## What the task requires
Pull every line that holds the word "this" from the entries.

## Information given
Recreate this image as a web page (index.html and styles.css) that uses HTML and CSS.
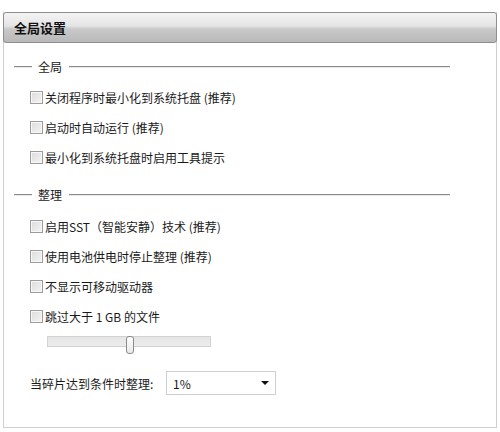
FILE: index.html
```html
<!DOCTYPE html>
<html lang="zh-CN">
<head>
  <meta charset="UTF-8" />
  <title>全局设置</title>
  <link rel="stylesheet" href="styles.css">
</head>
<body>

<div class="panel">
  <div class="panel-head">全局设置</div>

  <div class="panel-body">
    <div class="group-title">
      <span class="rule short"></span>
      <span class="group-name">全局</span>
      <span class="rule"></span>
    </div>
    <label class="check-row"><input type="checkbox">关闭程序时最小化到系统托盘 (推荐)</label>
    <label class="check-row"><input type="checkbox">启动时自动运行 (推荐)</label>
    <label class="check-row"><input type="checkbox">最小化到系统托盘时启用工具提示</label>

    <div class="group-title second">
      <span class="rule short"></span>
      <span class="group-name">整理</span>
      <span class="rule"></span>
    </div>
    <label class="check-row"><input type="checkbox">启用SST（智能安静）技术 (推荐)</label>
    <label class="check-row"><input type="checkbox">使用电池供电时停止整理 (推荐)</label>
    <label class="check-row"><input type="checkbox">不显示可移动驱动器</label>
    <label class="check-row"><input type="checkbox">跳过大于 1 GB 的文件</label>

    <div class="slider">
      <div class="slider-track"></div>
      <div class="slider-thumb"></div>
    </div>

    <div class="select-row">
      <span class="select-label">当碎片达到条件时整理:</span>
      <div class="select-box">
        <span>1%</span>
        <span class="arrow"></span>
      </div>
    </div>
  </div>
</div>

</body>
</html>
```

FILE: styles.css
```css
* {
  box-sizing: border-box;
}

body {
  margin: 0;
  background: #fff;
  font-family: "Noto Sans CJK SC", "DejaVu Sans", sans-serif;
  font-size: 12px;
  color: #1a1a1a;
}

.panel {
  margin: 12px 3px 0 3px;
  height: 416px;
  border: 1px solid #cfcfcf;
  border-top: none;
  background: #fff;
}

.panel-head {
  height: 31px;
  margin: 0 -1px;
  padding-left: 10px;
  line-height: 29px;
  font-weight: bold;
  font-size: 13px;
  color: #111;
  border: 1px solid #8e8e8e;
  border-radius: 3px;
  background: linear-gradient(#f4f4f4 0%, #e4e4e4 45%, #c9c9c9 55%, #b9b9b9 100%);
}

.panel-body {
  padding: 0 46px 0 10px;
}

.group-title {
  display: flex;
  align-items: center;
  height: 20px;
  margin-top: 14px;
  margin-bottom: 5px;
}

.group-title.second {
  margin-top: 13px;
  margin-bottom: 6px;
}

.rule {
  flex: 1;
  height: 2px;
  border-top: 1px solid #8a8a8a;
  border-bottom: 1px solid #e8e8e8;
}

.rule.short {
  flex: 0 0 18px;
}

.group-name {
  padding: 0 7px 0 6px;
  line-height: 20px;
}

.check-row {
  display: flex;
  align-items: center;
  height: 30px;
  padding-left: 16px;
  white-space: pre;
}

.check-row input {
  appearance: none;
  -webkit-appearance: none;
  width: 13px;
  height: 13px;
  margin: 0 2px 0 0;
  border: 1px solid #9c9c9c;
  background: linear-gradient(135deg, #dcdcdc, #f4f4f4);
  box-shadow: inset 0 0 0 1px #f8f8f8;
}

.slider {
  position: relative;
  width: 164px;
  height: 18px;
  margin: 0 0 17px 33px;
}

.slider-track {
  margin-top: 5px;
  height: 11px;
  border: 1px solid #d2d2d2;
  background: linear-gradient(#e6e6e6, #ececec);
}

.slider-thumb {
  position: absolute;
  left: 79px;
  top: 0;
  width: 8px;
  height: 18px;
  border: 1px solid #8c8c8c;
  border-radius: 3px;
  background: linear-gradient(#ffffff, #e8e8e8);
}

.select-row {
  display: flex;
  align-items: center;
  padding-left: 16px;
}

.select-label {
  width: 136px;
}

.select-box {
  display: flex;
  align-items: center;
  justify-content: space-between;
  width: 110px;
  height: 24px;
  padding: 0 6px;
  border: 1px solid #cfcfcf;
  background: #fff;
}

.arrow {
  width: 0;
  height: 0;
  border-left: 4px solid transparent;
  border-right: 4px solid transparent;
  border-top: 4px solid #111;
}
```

...

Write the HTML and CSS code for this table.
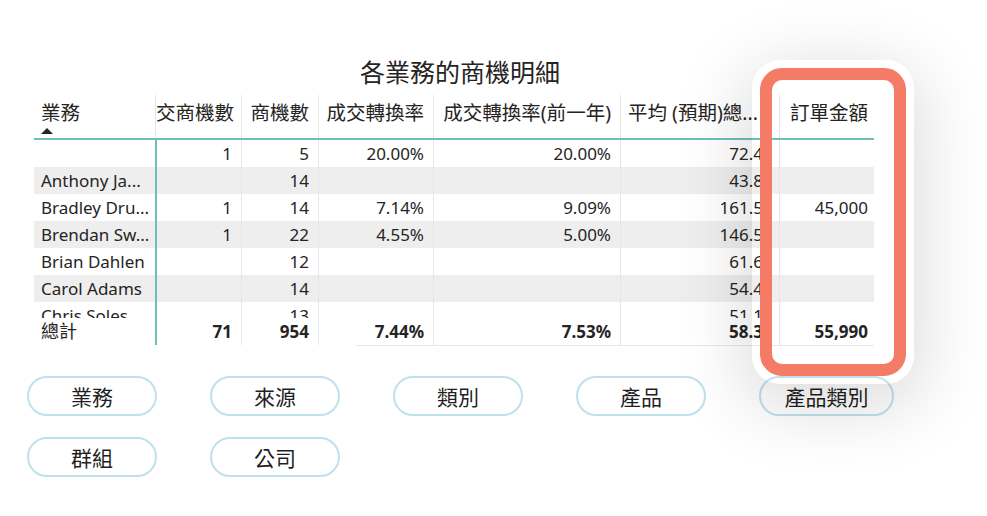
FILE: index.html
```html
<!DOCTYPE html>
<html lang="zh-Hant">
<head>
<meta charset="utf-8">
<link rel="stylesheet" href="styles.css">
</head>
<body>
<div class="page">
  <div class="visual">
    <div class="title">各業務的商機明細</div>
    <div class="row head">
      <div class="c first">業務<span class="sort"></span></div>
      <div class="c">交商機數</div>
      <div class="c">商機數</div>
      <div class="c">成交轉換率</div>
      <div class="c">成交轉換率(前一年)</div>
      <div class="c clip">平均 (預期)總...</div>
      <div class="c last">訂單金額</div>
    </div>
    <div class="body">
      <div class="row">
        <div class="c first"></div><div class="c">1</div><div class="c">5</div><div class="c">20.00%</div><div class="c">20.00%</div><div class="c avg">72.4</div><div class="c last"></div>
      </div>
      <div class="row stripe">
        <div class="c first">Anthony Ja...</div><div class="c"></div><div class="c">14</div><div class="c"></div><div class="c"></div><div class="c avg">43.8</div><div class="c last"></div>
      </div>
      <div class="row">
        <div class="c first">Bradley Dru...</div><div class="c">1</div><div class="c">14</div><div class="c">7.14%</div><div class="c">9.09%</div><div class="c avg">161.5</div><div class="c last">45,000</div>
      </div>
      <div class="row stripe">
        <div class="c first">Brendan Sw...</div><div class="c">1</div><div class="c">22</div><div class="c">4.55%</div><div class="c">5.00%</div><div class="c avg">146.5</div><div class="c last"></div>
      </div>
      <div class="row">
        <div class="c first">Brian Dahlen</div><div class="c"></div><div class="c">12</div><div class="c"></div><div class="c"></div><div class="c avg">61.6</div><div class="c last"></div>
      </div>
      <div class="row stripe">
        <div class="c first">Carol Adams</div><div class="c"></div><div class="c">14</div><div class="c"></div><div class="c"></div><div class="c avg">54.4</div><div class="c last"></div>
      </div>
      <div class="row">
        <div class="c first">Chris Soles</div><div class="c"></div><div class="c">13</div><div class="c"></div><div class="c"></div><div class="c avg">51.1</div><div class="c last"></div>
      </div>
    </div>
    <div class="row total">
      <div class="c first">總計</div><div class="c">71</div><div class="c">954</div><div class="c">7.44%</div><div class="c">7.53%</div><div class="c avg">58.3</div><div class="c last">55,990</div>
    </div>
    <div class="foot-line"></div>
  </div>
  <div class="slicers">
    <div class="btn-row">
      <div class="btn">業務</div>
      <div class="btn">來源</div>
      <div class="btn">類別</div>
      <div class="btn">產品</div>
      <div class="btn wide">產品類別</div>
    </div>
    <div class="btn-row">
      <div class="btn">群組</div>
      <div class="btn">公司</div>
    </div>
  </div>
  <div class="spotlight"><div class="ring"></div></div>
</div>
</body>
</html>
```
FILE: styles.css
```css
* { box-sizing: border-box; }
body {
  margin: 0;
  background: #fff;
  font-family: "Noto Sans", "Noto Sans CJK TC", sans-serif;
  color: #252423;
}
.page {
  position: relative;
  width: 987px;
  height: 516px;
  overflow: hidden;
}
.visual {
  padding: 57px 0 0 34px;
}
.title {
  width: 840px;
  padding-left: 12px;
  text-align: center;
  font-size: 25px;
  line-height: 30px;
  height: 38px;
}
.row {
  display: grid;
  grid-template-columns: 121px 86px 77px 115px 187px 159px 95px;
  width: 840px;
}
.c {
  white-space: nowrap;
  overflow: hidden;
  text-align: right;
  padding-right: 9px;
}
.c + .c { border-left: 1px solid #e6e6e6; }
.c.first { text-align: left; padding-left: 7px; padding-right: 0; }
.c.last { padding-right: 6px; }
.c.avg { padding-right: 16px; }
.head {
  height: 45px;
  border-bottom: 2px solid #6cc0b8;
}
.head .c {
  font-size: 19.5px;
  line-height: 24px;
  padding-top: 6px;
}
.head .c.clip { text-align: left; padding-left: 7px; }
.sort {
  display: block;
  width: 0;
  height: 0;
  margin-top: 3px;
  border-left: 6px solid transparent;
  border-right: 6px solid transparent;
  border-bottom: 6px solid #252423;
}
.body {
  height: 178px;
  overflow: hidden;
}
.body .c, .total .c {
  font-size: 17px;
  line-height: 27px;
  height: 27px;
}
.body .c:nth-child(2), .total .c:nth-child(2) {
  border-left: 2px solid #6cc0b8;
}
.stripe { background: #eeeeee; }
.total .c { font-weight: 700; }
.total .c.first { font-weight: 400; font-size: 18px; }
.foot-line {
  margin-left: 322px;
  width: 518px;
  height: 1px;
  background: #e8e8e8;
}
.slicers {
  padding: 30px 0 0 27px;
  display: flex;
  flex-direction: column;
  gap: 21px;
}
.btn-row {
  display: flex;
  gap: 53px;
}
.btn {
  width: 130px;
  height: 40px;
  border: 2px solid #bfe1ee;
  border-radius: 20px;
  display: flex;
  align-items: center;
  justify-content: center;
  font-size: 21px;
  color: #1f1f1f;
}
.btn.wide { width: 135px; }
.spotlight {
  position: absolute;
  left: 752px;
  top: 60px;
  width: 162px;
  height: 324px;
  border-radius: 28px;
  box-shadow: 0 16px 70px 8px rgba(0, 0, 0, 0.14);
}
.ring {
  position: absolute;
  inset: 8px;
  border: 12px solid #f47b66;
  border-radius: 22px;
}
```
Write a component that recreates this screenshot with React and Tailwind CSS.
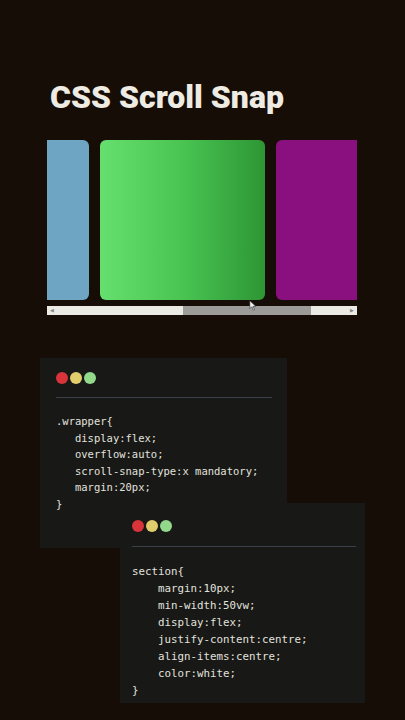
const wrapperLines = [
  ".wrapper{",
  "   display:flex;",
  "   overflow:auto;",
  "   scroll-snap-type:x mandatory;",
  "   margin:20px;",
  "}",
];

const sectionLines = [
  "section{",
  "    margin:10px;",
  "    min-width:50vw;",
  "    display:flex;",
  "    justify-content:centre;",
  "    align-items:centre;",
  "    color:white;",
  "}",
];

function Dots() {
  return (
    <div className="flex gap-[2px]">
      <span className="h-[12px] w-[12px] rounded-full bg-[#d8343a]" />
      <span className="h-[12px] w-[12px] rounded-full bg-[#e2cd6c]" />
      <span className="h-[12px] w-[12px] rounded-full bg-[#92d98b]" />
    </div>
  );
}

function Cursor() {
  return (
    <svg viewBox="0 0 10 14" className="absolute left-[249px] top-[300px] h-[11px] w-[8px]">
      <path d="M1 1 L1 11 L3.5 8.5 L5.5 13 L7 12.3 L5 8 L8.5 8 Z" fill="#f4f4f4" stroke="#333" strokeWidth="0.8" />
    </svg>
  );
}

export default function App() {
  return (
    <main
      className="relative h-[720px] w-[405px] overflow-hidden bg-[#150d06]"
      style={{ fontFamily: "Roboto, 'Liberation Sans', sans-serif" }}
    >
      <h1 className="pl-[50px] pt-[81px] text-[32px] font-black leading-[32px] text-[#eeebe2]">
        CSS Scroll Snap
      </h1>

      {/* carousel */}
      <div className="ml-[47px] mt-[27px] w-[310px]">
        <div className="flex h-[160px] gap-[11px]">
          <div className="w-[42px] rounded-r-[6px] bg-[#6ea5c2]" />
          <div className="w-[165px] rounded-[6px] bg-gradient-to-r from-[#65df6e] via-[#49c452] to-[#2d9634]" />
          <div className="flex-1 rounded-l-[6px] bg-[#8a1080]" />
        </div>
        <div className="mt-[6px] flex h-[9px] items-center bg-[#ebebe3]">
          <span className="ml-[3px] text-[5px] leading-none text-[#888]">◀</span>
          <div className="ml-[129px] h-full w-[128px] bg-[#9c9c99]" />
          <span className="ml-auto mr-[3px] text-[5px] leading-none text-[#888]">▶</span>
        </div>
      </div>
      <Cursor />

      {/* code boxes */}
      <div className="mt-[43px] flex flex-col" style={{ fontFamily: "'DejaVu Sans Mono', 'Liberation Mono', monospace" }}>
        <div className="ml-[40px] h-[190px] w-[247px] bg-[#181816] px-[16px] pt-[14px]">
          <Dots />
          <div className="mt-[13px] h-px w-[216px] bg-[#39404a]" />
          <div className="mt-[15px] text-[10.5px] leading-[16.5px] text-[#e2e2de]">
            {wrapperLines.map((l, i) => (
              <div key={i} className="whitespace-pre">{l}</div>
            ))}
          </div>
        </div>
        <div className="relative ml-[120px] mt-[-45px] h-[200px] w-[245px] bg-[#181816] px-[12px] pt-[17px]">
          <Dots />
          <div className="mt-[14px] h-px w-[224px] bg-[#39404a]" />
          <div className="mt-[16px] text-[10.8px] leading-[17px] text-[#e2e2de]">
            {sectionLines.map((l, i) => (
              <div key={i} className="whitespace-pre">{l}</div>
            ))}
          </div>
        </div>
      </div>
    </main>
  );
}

## Task result
Recreate this image as a web page (index.html and styles.css) that uses HTML and CSS.
Write the HTML and CSS code for this table.
Write a component that recreates this screenshot with React and Tailwind CSS.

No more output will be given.